Successful reunions require one person (or committee) to own the logistics. The main challenges are venue selection, tracking attendees, and collecting money in advance. Start with the venue — everything else schedules around it.

The venue is the critical path

Popular parks, lodges, vacation rentals, and event spaces book 6-12 months in advance for summer dates. Before you set a reunion date, check venue availability first, then announce the date to attendees. Doing it in reverse causes conflicts and disappointment.

Collect money early

Set a registration deadline 2-3 months before the event. People who haven't paid are often the ones who don't show up — this wastes food and space you paid for. Use PayPal, Venmo, or Zelle for easy collection. Be clear that payment confirms attendance and that refunds aren't available after a cut-off date.

Frequently Asked Questions

Is this reunion checklist free?

Yes, completely free. Your progress is saved in your browser automatically.

How far in advance should I start planning a reunion?

Family reunions typically need 9-12 months of planning. Class reunions (especially 10-year, 20-year milestones) need 12-18 months to track down alumni and secure popular venues. Smaller annual family gatherings can be planned in 4-6 months. The biggest lead-time items are venue booking and alumni tracking.

What is a realistic budget for a family reunion?

Day gathering (picnic/park): $15-30 per person. Weekend gathering with lodging: $100-300 per person. All-inclusive resort reunion: $500-2,000+ per person. For budget-conscious reunions, renting a park pavilion ($50-200) and doing a potluck dramatically reduces per-person costs. Vacation rental houses ($500-2,000/night) split among families can work well.

How do I find contact information for lost classmates?

For class reunions: LinkedIn is most effective for professional contacts. Facebook class reunion groups. Your school's alumni association (many maintain updated directories). Class yearbook editors sometimes maintain contact lists. Classmates.com and similar sites. Ask mutual friends for intros. Start collecting contact info as soon as you decide to hold a reunion.

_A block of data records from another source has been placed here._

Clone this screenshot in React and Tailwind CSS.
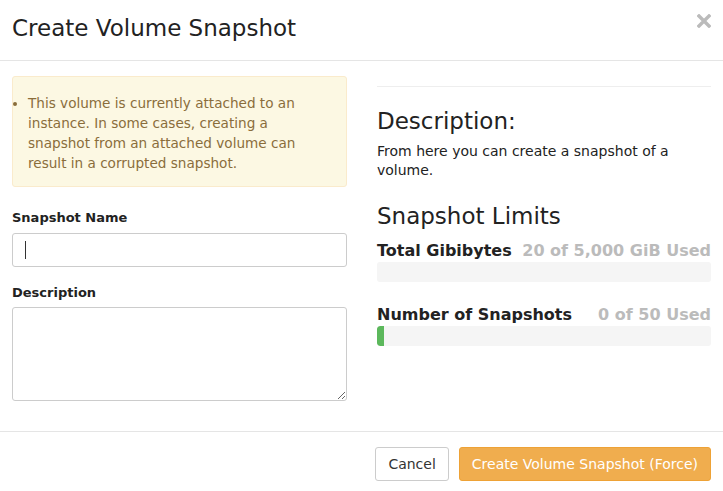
export default function App() {
    return (
        <div className="w-[723px] h-[491px] bg-white text-[#222] flex flex-col font-['DejaVu_Sans',sans-serif]">
            <div className="h-[61px] flex items-start justify-between pl-3 pr-3 border-b border-[#e5e5e5]">
                <h4 className="mt-[14px] text-[23px] leading-[28px] text-[#222]">Create Volume Snapshot</h4>
                <svg className="mt-[14px] mr-0" width="14" height="14" viewBox="0 0 14 14">
                    <path d="M2 2 L12 12 M12 2 L2 12" stroke="#bbbbbb" strokeWidth="3.4" strokeLinecap="square" />
                </svg>
            </div>

            <div className="h-[370px] flex gap-[30px] px-3 pt-[15px]">
                <div className="w-[335px] flex flex-col">
                    <div className="h-[111px] bg-[#fcf8e3] border border-[#faebcc] rounded-[3px] pl-[15px] pr-[38px] pt-[16px]">
                        <ul className="list-disc pl-0 ml-0 text-[13.6px] leading-[20px] text-[#8a6d3b]">
                            <li>
                                This volume is currently attached to an instance. In some cases, creating a snapshot from an attached volume can result in a corrupted snapshot.
                            </li>
                        </ul>
                    </div>

                    <label className="mt-[21px] text-[13px] font-bold text-[#222] leading-[20px]">Snapshot Name</label>
                    <div className="mt-[5px] h-[34px] border border-[#ccc] rounded-[3px] flex items-center px-3">
                        <span className="block w-px h-[18px] bg-[#333]"></span>
                    </div>

                    <label className="mt-[16px] text-[13px] font-bold text-[#222] leading-[20px]">Description</label>
                    <textarea className="mt-[4px] h-[94px] border border-[#ccc] rounded-[3px] resize-y outline-none"></textarea>
                </div>

                <div className="w-[334px] flex flex-col">
                    <hr className="mt-[10px] border-t border-[#eeeeee]" />
                    <h3 className="mt-[20px] text-[23px] leading-[28px] text-[#222]">Description:</h3>
                    <p className="mt-[7px] text-[14px] leading-[19px] text-[#222]">
                        From here you can create a snapshot of a volume.
                    </p>
                    <h3 className="mt-[22px] text-[23px] leading-[28px] text-[#222]">Snapshot Limits</h3>

                    <div className="mt-[10px] flex items-baseline justify-between text-[16px] font-bold leading-[22px]">
                        <span className="text-[#222]">Total Gibibytes</span>
                        <span className="text-[#bbbbbb]">20 of 5,000 GiB Used</span>
                    </div>
                    <div className="mt-0 h-[20px] bg-[#f5f5f5] rounded-[3px]"></div>

                    <div className="mt-[22px] flex items-baseline justify-between text-[16px] font-bold leading-[22px]">
                        <span className="text-[#222]">Number of Snapshots</span>
                        <span className="text-[#bbbbbb]">0 of 50 Used</span>
                    </div>
                    <div className="mt-0 h-[20px] bg-[#f5f5f5] rounded-[3px] overflow-hidden">
                        <div className="h-full w-[7px] bg-[#5cb85c] rounded-l-[3px]"></div>
                    </div>
                </div>
            </div>

            <div className="flex-1 border-t border-[#e5e5e5] flex items-start justify-end gap-[10px] pr-3 pt-[15px]">
                <button className="h-[34px] px-3 border border-[#ccc] rounded-[3px] bg-white text-[14px] text-[#333]">Cancel</button>
                <button className="h-[34px] px-3 border border-[#eea236] rounded-[3px] bg-[#f0ad4e] text-[14px] text-white">Create Volume Snapshot (Force)</button>
            </div>
        </div>
    );
}
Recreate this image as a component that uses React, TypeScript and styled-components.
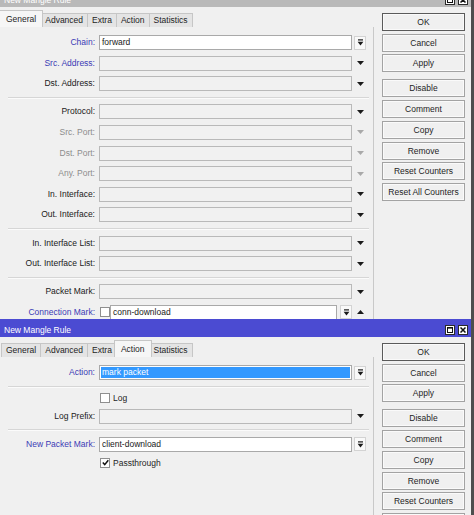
import styled, { createGlobalStyle } from 'styled-components'

const GlobalStyle = createGlobalStyle`
  html, body {
    margin: 0;
    padding: 0;
  }
  body {
    background: #ffffff;
    font-family: "Liberation Sans", Arial, sans-serif;
    font-size: 8.5px;
    color: #1e1e1e;
  }
  * {
    box-sizing: border-box;
  }
`

type Tone = 'blue' | 'dark' | 'muted'
type Fill = 'white' | 'empty' | 'selected'
type SlotKind = 'combo' | 'down' | 'downMuted' | 'up' | 'none'

const toneColor: Record<Tone, string> = {
  blue: '#3b3bb5',
  dark: '#202020',
  muted: '#8c8c8c',
}

const Desktop = styled.div`
  position: relative;
  width: 474px;
  height: 515px;
  overflow: hidden;
  background: #f4f4f4;
`

// windows sit on a free desktop, so they are placed by offset
const WindowFrame = styled.div<{ $top: number }>`
  position: absolute;
  left: 0;
  top: ${p => p.$top}px;
  width: 474px;
  background: #f0f0f0;
  border-right: 3px solid #4e4e4e;
`

const TitleBar = styled.div<{ $active: boolean }>`
  height: 18px;
  display: flex;
  align-items: center;
  padding: 3px 3px 0 4px;
  background: ${p => (p.$active ? '#4b4bd2' : '#b9b9b9')};
  color: #ffffff;
`

const TitleText = styled.span`
  flex: 1;
  white-space: nowrap;
`

const TitleButtons = styled.div`
  display: flex;
  gap: 3px;
`

const TitleButton = styled.div`
  width: 10px;
  height: 10px;
  background: #ffffff;
  border: 1px solid #2a2a2a;
  display: flex;
  align-items: center;
  justify-content: center;
`

const Body = styled.div`
  display: flex;
`

const Main = styled.div`
  width: 374px;
  display: flex;
  flex-direction: column;
`

const TabStrip = styled.div`
  height: 20px;
  display: flex;
  align-items: flex-end;
  padding-left: 2px;
`

const Tab = styled.div<{ $selected?: boolean }>`
  position: relative;
  z-index: ${p => (p.$selected ? 1 : 0)};
  height: ${p => (p.$selected ? 17 : 14)}px;
  padding: ${p => (p.$selected ? '1.5px 6px 0' : '0 4px')};
  margin-left: ${p => (p.$selected ? -3 : -1)}px;
  margin-right: ${p => (p.$selected ? -2 : 0)}px;
  border: 1px solid #c6c6c6;
  border-bottom: none;
  background: ${p => (p.$selected ? '#f6f6f6' : '#e4e4e4')};
  line-height: 13px;
  white-space: nowrap;
  color: #1e1e1e;
`

const Form = styled.div<{ $tail: number }>`
  flex: 1;
  display: flex;
  flex-direction: column;
  gap: 5.6px;
  padding: 8px 0 ${p => p.$tail}px;
  border-right: 1px solid #c9c9c9;
`

const Separator = styled.div`
  height: 2px;
  margin: 0 4px 0 8px;
  border-top: 1px solid #d6d6d6;
  border-bottom: 1px solid #fbfbfb;
`

const Row = styled.div`
  height: 15px;
  display: flex;
  align-items: center;
`

const Label = styled.div<{ $tone: Tone }>`
  width: 99px;
  padding-right: 4px;
  text-align: right;
  line-height: 15px;
  white-space: nowrap;
  color: ${p => toneColor[p.$tone]};
`

const Field = styled.div<{ $fill: Fill }>`
  flex: 1;
  height: 15px;
  padding-left: 2px;
  line-height: 13px;
  white-space: nowrap;
  border: 1px solid ${p => (p.$fill === 'empty' ? '#b9b9b9' : '#a9a9a9')};
  background: ${p =>
    p.$fill === 'white' ? '#ffffff' : p.$fill === 'selected' ? '#3399ff' : '#f1f1f1'};
  color: ${p => (p.$fill === 'selected' ? '#ffffff' : '#1a1a1a')};
  box-shadow: ${p => (p.$fill === 'selected' ? 'inset 0 0 0 1px #ffffff' : 'none')};
`

const Slot = styled.div`
  width: 21px;
  height: 15px;
  padding-left: 2px;
  display: flex;
  align-items: center;
`

const ComboButton = styled.div<{ $inline?: boolean }>`
  width: 12px;
  height: 14px;
  margin-left: ${p => (p.$inline ? 3 : 0)}px;
  border: 1px solid #d3d3d3;
  background: #f9f9f9;
  display: flex;
  align-items: center;
  justify-content: center;
`

const ArrowBox = styled.div`
  width: 12px;
  display: flex;
  justify-content: center;
`

const CheckRow = styled.div`
  height: 10px;
  padding-left: 100px;
  display: flex;
  align-items: center;
  gap: 3px;
`

const Check = styled.div<{ $inRow?: boolean }>`
  width: 10px;
  height: 10px;
  margin-left: ${p => (p.$inRow ? 1 : 0)}px;
  border: 1px solid #8f8f8f;
  background: #ffffff;
  display: flex;
  align-items: center;
  justify-content: center;
`

const CheckText = styled.span`
  line-height: 10px;
  color: #1e1e1e;
`

const Sidebar = styled.div`
  display: flex;
  flex-direction: column;
  gap: 2.7px;
  padding: 6px 0 0 8px;
`

const Button = styled.div<{ $primary?: boolean; $spaced?: boolean }>`
  width: 83px;
  height: 18px;
  margin-top: ${p => (p.$spaced ? 4.4 : 0)}px;
  border: 1px solid ${p => (p.$primary ? '#5a5a5a' : '#a3a3a3')};
  box-shadow: inset 0 0 0 1px #fafafa;
  background: #f0f0f0;
  text-align: center;
  line-height: 16px;
  white-space: nowrap;
  color: #1e1e1e;
`

const ComboGlyph = () => (
  <svg width="7" height="7" viewBox="0 0 7 7">
    <rect x="1" y="0.3" width="5" height="1.2" fill="#1a1a1a" />
    <path d="M0.6 2.8 H6.4 L3.5 6.4 Z" fill="#1a1a1a" />
  </svg>
)

const Arrow = ({ up, color }: { up?: boolean; color: string }) => (
  <svg width="7" height="4" viewBox="0 0 7 4">
    <path d={up ? 'M0 4 H7 L3.5 0 Z' : 'M0 0 H7 L3.5 4 Z'} fill={color} />
  </svg>
)

const SlotContent = ({ kind }: { kind: SlotKind }) => {
  if (kind === 'combo')
    return (
      <ComboButton>
        <ComboGlyph />
      </ComboButton>
    )
  if (kind === 'none') return null
  return (
    <ArrowBox>
      <Arrow up={kind === 'up'} color={kind === 'downMuted' ? '#a9a9a9' : '#1a1a1a'} />
    </ArrowBox>
  )
}

const FieldRow = ({
  label,
  tone = 'dark',
  fill = 'empty',
  value,
  slot = 'down',
}: {
  label: string
  tone?: Tone
  fill?: Fill
  value?: string
  slot?: SlotKind
}) => (
  <Row>
    <Label $tone={tone}>{label}</Label>
    <Field $fill={fill}>{value}</Field>
    <Slot>
      <SlotContent kind={slot} />
    </Slot>
  </Row>
)

const CheckMark = () => (
  <svg width="7" height="7" viewBox="0 0 7 7">
    <path d="M0.8 3.6 L2.7 5.6 L6.3 1.2" stroke="#111" strokeWidth="1.5" fill="none" />
  </svg>
)

const CheckField = ({ text, checked }: { text: string; checked?: boolean }) => (
  <CheckRow>
    <Check>{checked && <CheckMark />}</Check>
    <CheckText>{text}</CheckText>
  </CheckRow>
)

const tabs = ['General', 'Advanced', 'Extra', 'Action', 'Statistics']
const actions = [
  'OK',
  'Cancel',
  'Apply',
  'Disable',
  'Comment',
  'Copy',
  'Remove',
  'Reset Counters',
  'Reset All Counters',
]

const RuleWindow = ({
  top,
  active,
  selectedTab,
  tail,
  children,
}: {
  top: number
  active: boolean
  selectedTab: string
  tail: number
  children: React.ReactNode
}) => (
  <WindowFrame $top={top}>
    <TitleBar $active={active}>
      <TitleText>New Mangle Rule</TitleText>
      <TitleButtons>
        <TitleButton>
          <svg width="6" height="6" viewBox="0 0 6 6">
            <rect x="0.5" y="0.5" width="5" height="5" fill="none" stroke="#111" />
            <rect x="0" y="0" width="6" height="1.6" fill="#111" />
          </svg>
        </TitleButton>
        <TitleButton>
          <svg width="6" height="6" viewBox="0 0 6 6">
            <path d="M0.5 0.5 L5.5 5.5 M5.5 0.5 L0.5 5.5" stroke="#111" strokeWidth="1.5" />
          </svg>
        </TitleButton>
      </TitleButtons>
    </TitleBar>
    <Body>
      <Main>
        <TabStrip>
          {tabs.map(t => (
            <Tab key={t} $selected={t === selectedTab}>
              {t}
            </Tab>
          ))}
        </TabStrip>
        <Form $tail={tail}>{children}</Form>
      </Main>
      <Sidebar>
        {actions.map(a => (
          <Button key={a} $primary={a === 'OK'} $spaced={a === 'Disable'}>
            {a}
          </Button>
        ))}
      </Sidebar>
    </Body>
  </WindowFrame>
)

export default function App() {
  return (
    <>
      <GlobalStyle />
      <Desktop>
        <RuleWindow top={-11} active={false} selectedTab="General" tail={40}>
          <FieldRow label="Chain:" tone="blue" fill="white" value="forward" slot="combo" />
          <FieldRow label="Src. Address:" tone="blue" />
          <FieldRow label="Dst. Address:" />
          <Separator />
          <FieldRow label="Protocol:" />
          <FieldRow label="Src. Port:" tone="muted" slot="downMuted" />
          <FieldRow label="Dst. Port:" tone="muted" slot="downMuted" />
          <FieldRow label="Any. Port:" tone="muted" slot="downMuted" />
          <FieldRow label="In. Interface:" />
          <FieldRow label="Out. Interface:" />
          <Separator />
          <FieldRow label="In. Interface List:" />
          <FieldRow label="Out. Interface List:" />
          <Separator />
          <FieldRow label="Packet Mark:" />
          <Row>
            <Label $tone="blue">Connection Mark:</Label>
            <Check $inRow />
            <Field $fill="white">conn-download</Field>
            <ComboButton $inline>
              <ComboGlyph />
            </ComboButton>
            <Slot>
              <SlotContent kind="up" />
            </Slot>
          </Row>
        </RuleWindow>

        <RuleWindow top={319} active selectedTab="Action" tail={80}>
          <FieldRow label="Action:" tone="blue" fill="selected" value="mark packet" slot="combo" />
          <Separator />
          <CheckField text="Log" />
          <FieldRow label="Log Prefix:" />
          <Separator />
          <FieldRow
            label="New Packet Mark:"
            tone="blue"
            fill="white"
            value="client-download"
            slot="combo"
          />
          <CheckField text="Passthrough" checked />
        </RuleWindow>
      </Desktop>
    </>
  )
}
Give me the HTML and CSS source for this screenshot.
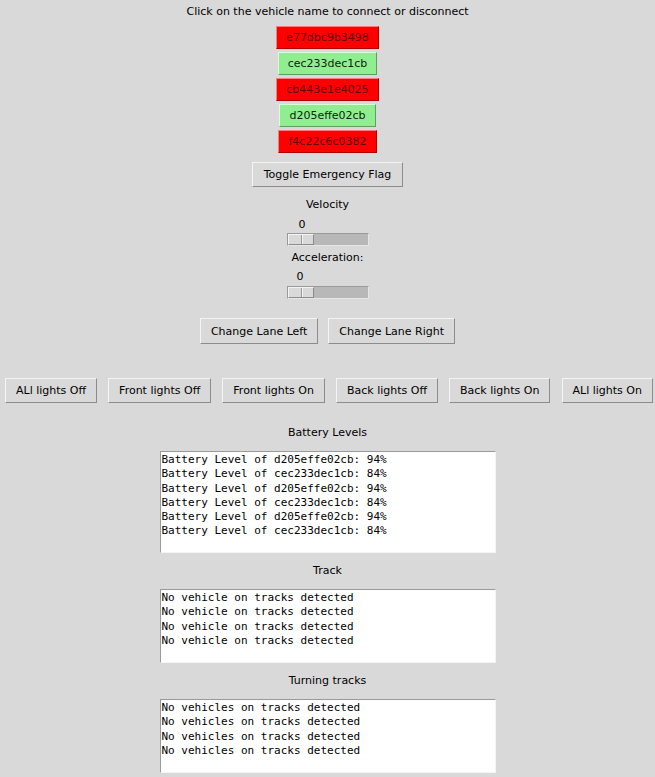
FILE: index.html
```html
<!DOCTYPE html>
<html>
<head>
<meta charset="utf-8">
<link rel="stylesheet" href="styles.css">
</head>
<body>
<div class="app">
  <div class="title">Click on the vehicle name to connect or disconnect</div>
  <div class="vehicles">
    <button class="btn veh red">e77dbc9b3498</button>
    <button class="btn veh green">cec233dec1cb</button>
    <button class="btn veh red">cb443e1e4025</button>
    <button class="btn veh green">d205effe02cb</button>
    <button class="btn veh red">f4c22c6c0382</button>
  </div>
  <button class="btn toggle">Toggle Emergency Flag</button>
  <div class="lbl vel">Velocity</div>
  <div class="scale">
    <div class="val v1">0</div>
    <div class="trough"><div class="thumb"></div></div>
  </div>
  <div class="lbl acc">Acceleration:</div>
  <div class="scale">
    <div class="val v2">0</div>
    <div class="trough"><div class="thumb"></div></div>
  </div>
  <div class="lanes">
    <button class="btn lane">Change Lane Left</button>
    <button class="btn lane">Change Lane Right</button>
  </div>
  <div class="lights">
    <button class="btn light">ALl lights Off</button>
    <button class="btn light">Front lights Off</button>
    <button class="btn light">Front lights On</button>
    <button class="btn light">Back lights Off</button>
    <button class="btn light">Back lights On</button>
    <button class="btn light">ALl lights On</button>
  </div>
  <div class="lbl sec1">Battery Levels</div>
  <div class="box battery">Battery Level of d205effe02cb: 94%
Battery Level of cec233dec1cb: 84%
Battery Level of d205effe02cb: 94%
Battery Level of cec233dec1cb: 84%
Battery Level of d205effe02cb: 94%
Battery Level of cec233dec1cb: 84%</div>
  <div class="lbl sec">Track</div>
  <div class="box small">No vehicle on tracks detected
No vehicle on tracks detected
No vehicle on tracks detected
No vehicle on tracks detected</div>
  <div class="lbl sec">Turning tracks</div>
  <div class="box small">No vehicles on tracks detected
No vehicles on tracks detected
No vehicles on tracks detected
No vehicles on tracks detected</div>
</div>
</body>
</html>
```

FILE: styles.css
```css
html, body {
  margin: 0;
  padding: 0;
  background: #d9d9d9;
}
body {
  width: 655px;
  height: 777px;
  overflow: hidden;
  font-family: "DejaVu Sans", sans-serif;
  font-size: 11px;
  color: #000;
}
.app {
  display: flex;
  flex-direction: column;
  align-items: center;
}
.title {
  height: 16px;
  line-height: 16px;
  margin-top: 4px;
}
.btn {
  font-family: "DejaVu Sans", sans-serif;
  font-size: 11px;
  color: #000;
  background: #d9d9d9;
  border: 1px solid;
  border-color: #f4f4f4 #8c8c8c #8c8c8c #f4f4f4;
  padding: 0 10px;
  margin: 0;
  height: 25px;
  line-height: 23px;
  white-space: nowrap;
  cursor: pointer;
}
.vehicles {
  display: flex;
  flex-direction: column;
  align-items: center;
  gap: 3px;
  margin-top: 6px;
}
.veh {
  height: 23px;
  line-height: 21px;
  padding: 0 9px;
}
.red {
  background: #ff0000;
  color: #600000;
  border-color: #ff7a7a #b00000 #b00000 #ff7a7a;
}
.green {
  background: #90ee90;
  color: #0d1f0d;
  border-color: #d8ffd8 #5e9e5e #5e9e5e #d8ffd8;
}
.toggle {
  margin-top: 9px;
  padding: 0 11px;
}
.lbl {
  height: 16px;
  line-height: 16px;
}
.vel {
  margin-top: 10px;
}
.acc {
  margin-top: 4px;
}
.scale {
  width: 82px;
  position: relative;
  padding-top: 20px;
}
.val {
  position: absolute;
  line-height: 16px;
}
.v1 { left: 12px; top: 4px; }
.v2 { left: 10px; top: 3px; }
.trough {
  height: 13px;
  background: #b8b8b8;
  border: 1px solid;
  border-color: #9a9a9a #e6e6e6 #e6e6e6 #9a9a9a;
  box-sizing: border-box;
  position: relative;
}
.thumb {
  width: 26px;
  height: 11px;
  box-sizing: border-box;
  background: linear-gradient(to right, transparent 12px, #9a9a9a 12px, #9a9a9a 13px, #f4f4f4 13px, #f4f4f4 14px, transparent 14px), #d9d9d9;
  border: 1px solid;
  border-color: #f4f4f4 #8c8c8c #8c8c8c #f4f4f4;
}
.lanes {
  display: flex;
  gap: 10px;
  margin-top: 19px;
  height: 26px;
}
.lane {
  height: 26px;
  padding: 0 10px;
}
.lights {
  align-self: stretch;
  display: flex;
  justify-content: space-between;
  padding: 0 2px 0 5px;
  margin-top: 34px;
}
.light {
  height: 25px;
  padding: 0 10px;
}
.sec1 {
  margin-top: 22px;
}
.sec {
  margin-top: 10px;
}
.box {
  width: 336px;
  box-sizing: border-box;
  margin-top: 10px;
  background: #fff;
  border: 1px solid;
  border-color: #9a9a9a #f4f4f4 #f4f4f4 #9a9a9a;
  font-family: "DejaVu Sans Mono", monospace;
  font-size: 11px;
  line-height: 14.3px;
  white-space: pre;
  padding: 1px 0 0 1px;
}
.battery {
  height: 102px;
}
.small {
  height: 74px;
}
```
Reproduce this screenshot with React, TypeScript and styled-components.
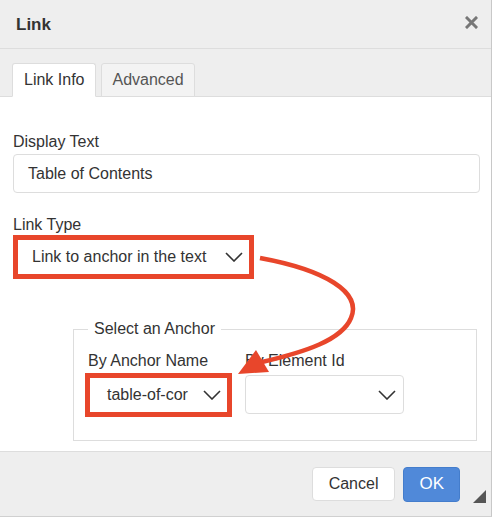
import styled, { createGlobalStyle } from "styled-components";

const Global = createGlobalStyle`
    * { box-sizing: border-box; }
    body { margin: 0; background: #fff; font-family: "Liberation Sans", Arial, sans-serif; color: #333; }
`

const RED = "#e8462b";

const Dialog = styled.div`
    position: relative; width: 492px; height: 517px;
    display: flex; flex-direction: column;
    border-right: 1px solid #c8c8c8; border-bottom: 1px solid #d0d0d0;
    background: #fff;
`
const Header = styled.div`
    height: 49px; padding: 0 13px 0 16px;
    display: flex; align-items: center; justify-content: space-between;
    background: #eee; border-bottom: 1px solid #ddd;
    h1 { margin: 0; font-size: 17px; font-weight: 700; color: #333; padding-top: 1px; }
`
const Close = styled.svg`width: 13px; height: 13px; margin-bottom: 4px;`

const TabBar = styled.div`
    height: 48px; padding-left: 12px;
    display: flex; align-items: flex-end; gap: 5px;
    background: #eee; border-bottom: 1px solid #ddd;
`
const Tab = styled.div<{ $active?: boolean }>`
    height: 34px; padding: 0 ${({ $active }) => $active ? 11 : 10}px; margin-bottom: -1px;
    display: flex; align-items: center;
    font-size: 16px; color: ${({ $active }) => $active ? "#333" : "#555"};
    background: ${({ $active }) => $active ? "#fff" : "#f3f3f3"};
    border: 1px solid #ddd; border-bottom: 1px solid ${({ $active }) => $active ? "#fff" : "#ddd"};
    border-radius: 3px 3px 0 0;
`
const Body = styled.div`
    flex: 1; padding: 36px 11px 0 13px; background: #fff;
`
const Label = styled.div`
    font-size: 16px; line-height: 18px; color: #333; margin-bottom: 3px;
`
const Input = styled.div`
    height: 39px; padding: 0 14px; margin-bottom: 23px;
    display: flex; align-items: center;
    font-size: 16px; color: #333;
    border: 1px solid #ddd; border-radius: 4px;
`
const Select = styled.div<{ $marked?: boolean; $w: number; $pad?: number }>`
    width: ${({ $w }) => $w}px;
    height: ${({ $marked }) => $marked ? 44 : 39}px;
    margin: ${({ $marked }) => $marked ? "-2px 0 0 -3px" : "0"};
    padding: 0 ${({ $marked }) => $marked ? 6 : 7}px 0 ${({ $pad }) => $pad ?? 14}px;
    display: flex; align-items: center; justify-content: space-between;
    font-size: 16px; color: #333; background: #fff;
    border: ${({ $marked }) => $marked ? `5px solid ${RED}` : "1px solid #ddd"};
    border-radius: ${({ $marked }) => $marked ? 0 : 4}px;
`
const LinkTypeRow = styled.div`padding-left: 3px;`
const Chevron = styled.svg`width: 18px; height: 10px; flex-shrink: 0;`

const Fieldset = styled.fieldset`
    margin: 41px 0 0 60px; width: 404px;
    padding: 14px 14px 23px;
    border: 1px solid #ddd;
    legend { padding: 0 6px; font-size: 16px; line-height: 18px; color: #333; }
`
const Columns = styled.div`
    display: grid; grid-template-columns: 141px 159px; column-gap: 17px; align-items: start;
    ${Label} { margin-bottom: 5px; }
`
const Col = styled.div<{ $shift?: number }>`margin-left: ${({ $shift }) => $shift ?? 0}px;`

const Footer = styled.div`
    position: relative; height: 65px; padding-right: 31px;
    display: flex; align-items: center; justify-content: flex-end; gap: 8px;
    background: #eee; border-top: 1px solid #ddd;
`
const Button = styled.button<{ $primary?: boolean }>`
    height: ${({ $primary }) => $primary ? 35 : 34}px;
    padding: 0 ${({ $primary }) => $primary ? 15 : 16}px;
    font-family: inherit; font-size: ${({ $primary }) => $primary ? 17 : 16}px;
    color: ${({ $primary }) => $primary ? "#fff" : "#333"};
    background: ${({ $primary }) => $primary ? "#5089d9" : "#fff"};
    border: 1px solid ${({ $primary }) => $primary ? "#447dcc" : "#ddd"};
    border-radius: 4px;
`
const Resize = styled.div`
    position: absolute; right: 5px; bottom: 13px;
    width: 0; height: 0;
    border-left: 13px solid transparent; border-bottom: 13px solid #555;
`
const Arrow = styled.svg`
    position: absolute; left: 0; top: 0; width: 492px; height: 517px; pointer-events: none;
`

const Down = () => (
    <Chevron viewBox="0 0 18 10">
        <polyline points="1,1 9,9 17,1" fill="none" stroke="#333" strokeWidth="1.6" />
    </Chevron>
)

function App() {
    return (
        <>
            <Global />
            <Dialog>
                <Header>
                    <h1>Link</h1>
                    <Close viewBox="0 0 13 13">
                        <path d="M2 2 L11 11 M11 2 L2 11" stroke="#777" strokeWidth="3" strokeLinecap="square" />
                    </Close>
                </Header>
                <TabBar>
                    <Tab $active>Link Info</Tab>
                    <Tab>Advanced</Tab>
                </TabBar>
                <Body>
                    <Label>Display Text</Label>
                    <Input>Table of Contents</Input>

                    <Label>Link Type</Label>
                    <LinkTypeRow>
                        <Select $marked $w={241}>
                            <span>Link to anchor in the text</span>
                            <Down />
                        </Select>
                    </LinkTypeRow>

                    <Fieldset>
                        <legend>Select an Anchor</legend>
                        <Columns>
                            <Col>
                                <Label>By Anchor Name</Label>
                                <Select $marked $w={147} $pad={17}>
                                    <span>table-of-cor</span>
                                    <Down />
                                </Select>
                            </Col>
                            <Col $shift={-1}>
                                <Label>By Element Id</Label>
                                <Select $w={159}>
                                    <span />
                                    <Down />
                                </Select>
                            </Col>
                        </Columns>
                    </Fieldset>
                </Body>
                <Footer>
                    <Button>Cancel</Button>
                    <Button $primary>OK</Button>
                    <Resize />
                </Footer>

                <Arrow viewBox="0 0 492 517">
                    <path d="M260 258 C 325 270, 362 292, 351 318 C 342 340, 305 352, 262 362"
                        fill="none" stroke={RED} strokeWidth="4.5" />
                    <polygon points="238,374 256,350 269,372" fill={RED} />
                </Arrow>
            </Dialog>
        </>
    )
}
export default App;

What activities work best for large reunions?

Best reunion activities: guided tours of meaningful locations (school, hometown), photo slideshow/memory wall, team-based games (trivia, relay races), structured meal times with seating that rotates, and memory books. Avoid activities that exclude mobility-limited attendees. Capture contact updates during the reunion to make the next one easier to plan.